Bogle: The conversation about executive pay is just absurd. Going back to 1980 in five year increments, executives have been predicting earnings growth of 11 percent a year and delivering 6 percent. We know that executives as a group shouldn’t get any incentives for failing. There has to be some accomplishment above average before you get paid a bonus. It has to be based on performance and not peers. We’ve been handed a real bill of goods by our compensation consultants who put everybody in quartiles. It’s the nature of the system that the directors of companies whose executives are paid in the lowest quartile say that “our man or woman is good so we’re going to move him or her up to the second quartile.” And guess what happens? Somebody else falls into the fourth quartile. There’s no way around it. So then the process goes on again.
What is value for shareholders? Let’s start with what it is not: It is not the price of your stock.
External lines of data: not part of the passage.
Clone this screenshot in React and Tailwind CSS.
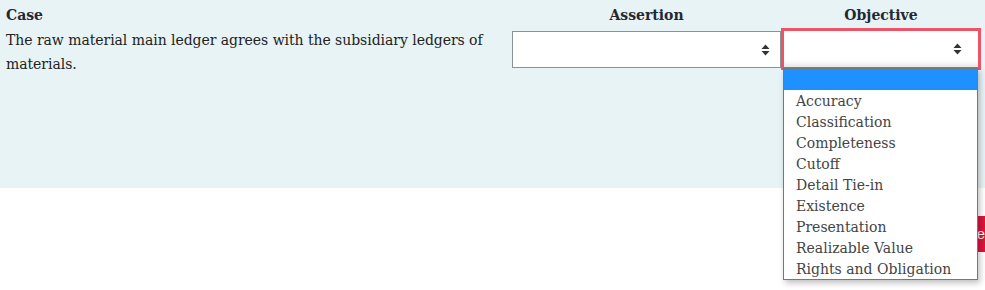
import { useState } from "react";

const objectives = [
  "Accuracy",
  "Classification",
  "Completeness",
  "Cutoff",
  "Detail Tie-in",
  "Existence",
  "Presentation",
  "Realizable Value",
  "Rights and Obligation",
];

const Arrows = () => (
  <svg width="9" height="12" viewBox="0 0 9 12" className="shrink-0">
    <path d="M4.5 0.5 L8.5 5 L0.5 5 Z" fill="#333" />
    <path d="M4.5 11.5 L8.5 7 L0.5 7 Z" fill="#333" />
  </svg>
);

const App = () => {
  const [open] = useState(true);

  return (
    <div
      className="w-[985px] h-[290px] overflow-hidden bg-white text-[#222]"
      style={{ fontFamily: '"DejaVu Serif", "Liberation Serif", serif' }}
    >
      <div className="bg-[#e8f3f5] h-[188px] flex pt-[5px]">
        {/* case column */}
        <div className="w-[506px] pl-[6px] pr-2">
          <div className="font-bold text-[14px] leading-[20px] text-[#1f2933]">Case</div>
          <p className="text-[14px] leading-[24px] mt-[3px] tracking-[-0.05px]">
            The raw material main ledger agrees with the subsidiary ledgers of materials.
          </p>
        </div>

        {/* assertion column */}
        <div className="w-[275px] pl-[6px] flex flex-col">
          <div className="font-bold text-[14px] leading-[20px] text-center text-[#1f2933]">
            Assertion
          </div>
          <div className="mt-[6px] h-[37px] bg-white border border-[#8a9199] flex items-center justify-end pr-[10px]">
            <Arrows />
          </div>
        </div>

        {/* objective column */}
        <div className="w-[200px] flex flex-col">
          <div className="font-bold text-[14px] leading-[20px] text-center text-[#1f2933]">
            Objective
          </div>
          <div className="relative mt-[3px]">
            <div className="h-[42px] border-[3px] border-[#ef5368] bg-white flex items-center justify-end pr-[16px] shadow-[inset_0_-6px_6px_-4px_rgba(0,0,0,0.12)]">
              <Arrows />
            </div>
            {open && (
              <ul className="absolute left-[2px] top-[40px] w-[195px] bg-white border border-[#777] shadow-[2px_3px_6px_rgba(0,0,0,0.25)] z-10 text-[14px] text-[#444]">
                <li className="h-[21px] bg-[#1e90ff]" />
                {objectives.map((o) => (
                  <li key={o} className="h-[21px] leading-[22px] pl-[12px] whitespace-nowrap">
                    {o}
                  </li>
                ))}
              </ul>
            )}
          </div>
        </div>
      </div>

      <div className="flex justify-end pt-[28px]">
        <button className="bg-[#dc143c] text-white h-[36px] px-3 mr-[-12px] text-[14px]">
          Save
        </button>
      </div>
    </div>
  );
};

export default App;
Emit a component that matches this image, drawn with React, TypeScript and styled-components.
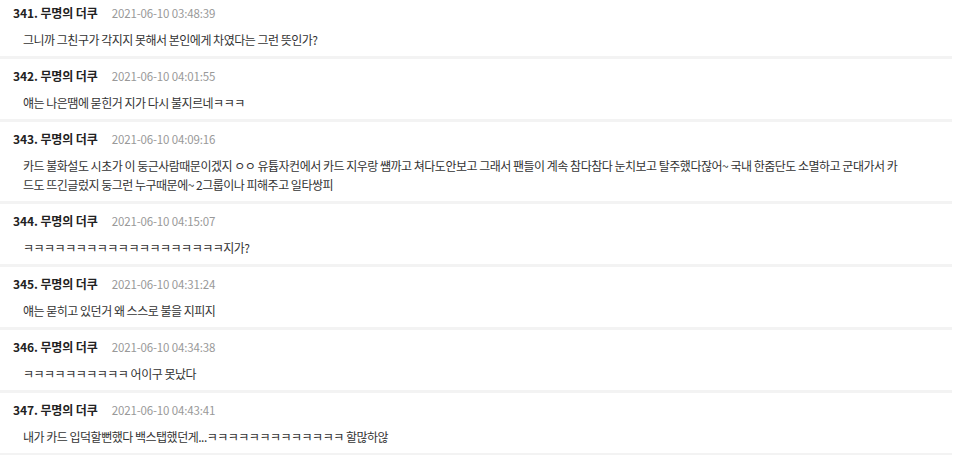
import styled, { createGlobalStyle } from 'styled-components'

type Comment = {
  no: number
  author: string
  date: string
  body: string
}

const comments: Comment[] = [
  { no: 341, author: '무명의 더쿠', date: '2021-06-10 03:48:39', body: '그니까 그친구가 각지지 못해서 본인에게 차였다는 그런 뜻인가?' },
  { no: 342, author: '무명의 더쿠', date: '2021-06-10 04:01:55', body: '얘는 나은땜에 묻힌거 지가 다시 불지르네ㅋㅋㅋ' },
  {
    no: 343,
    author: '무명의 더쿠',
    date: '2021-06-10 04:09:16',
    body:
      '카드 불화설도 시초가 이 둥근사람때문이겠지 ㅇㅇ 유튭자컨에서 카드 지우랑 썜까고 쳐다도안보고 그래서 팬들이 계속 참다참다 눈치보고 탈주했다잖어~ 국내 한줌단도 소멸하고 군대가서 카드도 뜨긴글렀지 둥그런 누구때문에~ 2그룹이나 피해주고 일타쌍피'
  },
  { no: 344, author: '무명의 더쿠', date: '2021-06-10 04:15:07', body: 'ㅋㅋㅋㅋㅋㅋㅋㅋㅋㅋㅋㅋㅋㅋㅋㅋㅋㅋㅋ지가?' },
  { no: 345, author: '무명의 더쿠', date: '2021-06-10 04:31:24', body: '얘는 묻히고 있던거 왜 스스로 불을 지피지' },
  { no: 346, author: '무명의 더쿠', date: '2021-06-10 04:34:38', body: 'ㅋㅋㅋㅋㅋㅋㅋㅋㅋㅋ 어이구 못났다' },
  { no: 347, author: '무명의 더쿠', date: '2021-06-10 04:43:41', body: '내가 카드 입덕할뻔했다 백스탭했던게...ㅋㅋㅋㅋㅋㅋㅋㅋㅋㅋㅋㅋㅋ 할많하않' }
]

const GlobalStyle = createGlobalStyle`
  html, body {
    margin: 0;
    padding: 0;
    background: #fff;
  }
  body {
    font-family: 'Noto Sans CJK KR', 'Noto Sans', sans-serif;
    color: #333;
    overflow: hidden;
  }
`

const App = (): React.JSX.Element => {
  return (
    <>
      <GlobalStyle />
      <List>
        {comments.map((c) => (
          <Item key={c.no}>
            <Header>
              <Author>
                {c.no}. {c.author}
              </Author>
              <DateText>{c.date}</DateText>
            </Header>
            <Body>{c.body}</Body>
          </Item>
        ))}
      </List>
    </>
  )
}

export default App

const List = styled.ul`
  list-style: none;
  margin: -4px 0 0;
  padding: 0;
  width: 952px;
`

const Item = styled.li`
  padding: 8px 0 7px 13px;
  border-bottom: 3px solid #f3f3f3;
`

const Header = styled.div`
  display: flex;
  align-items: center;
  gap: 14px;
  height: 18px;
  line-height: 18px;
`

const Author = styled.span`
  font-size: 12px;
  font-weight: 700;
  color: #222;
  letter-spacing: -0.1px;
`

const DateText = styled.span`
  font-size: 11.5px;
  color: #999;
  letter-spacing: -0.15px;
`

const Body = styled.p`
  margin: 8px 0 0;
  padding: 0 47px 0 10px;
  font-size: 12px;
  line-height: 19px;
  color: #333;
  letter-spacing: -0.5px;
  word-break: break-all;
`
It may look like it, but over the long run your price of stock gets way ahead of the intrinsic value of the company — which is good for sellers and bad for buyers — or the price of the stock gets well below the intrinsic value of the company, which is good for buyers and bad for sellers. There’s no way around that, just read the great Buffett on that point. It’s just the totality again.
What matters for shareholders is creating intrinsic value over the long run. It’s intrinsic value as compared to stock prices, and it’s the long run instead of the short run. That kind of a rule — based on long-term accomplishment, if you leave the company you keep your shares, you don’t get paid all at once every year, you don’t get paid for short-term earnings — would help deliver real value for shareholders. Executives certainly should not get paid for stock prices — which is how every option plan in America is built. Stock prices are a terrible indication of corporate value in the short run, but as I mentioned, a perfect indicator of the long run, if you’re around for the long run.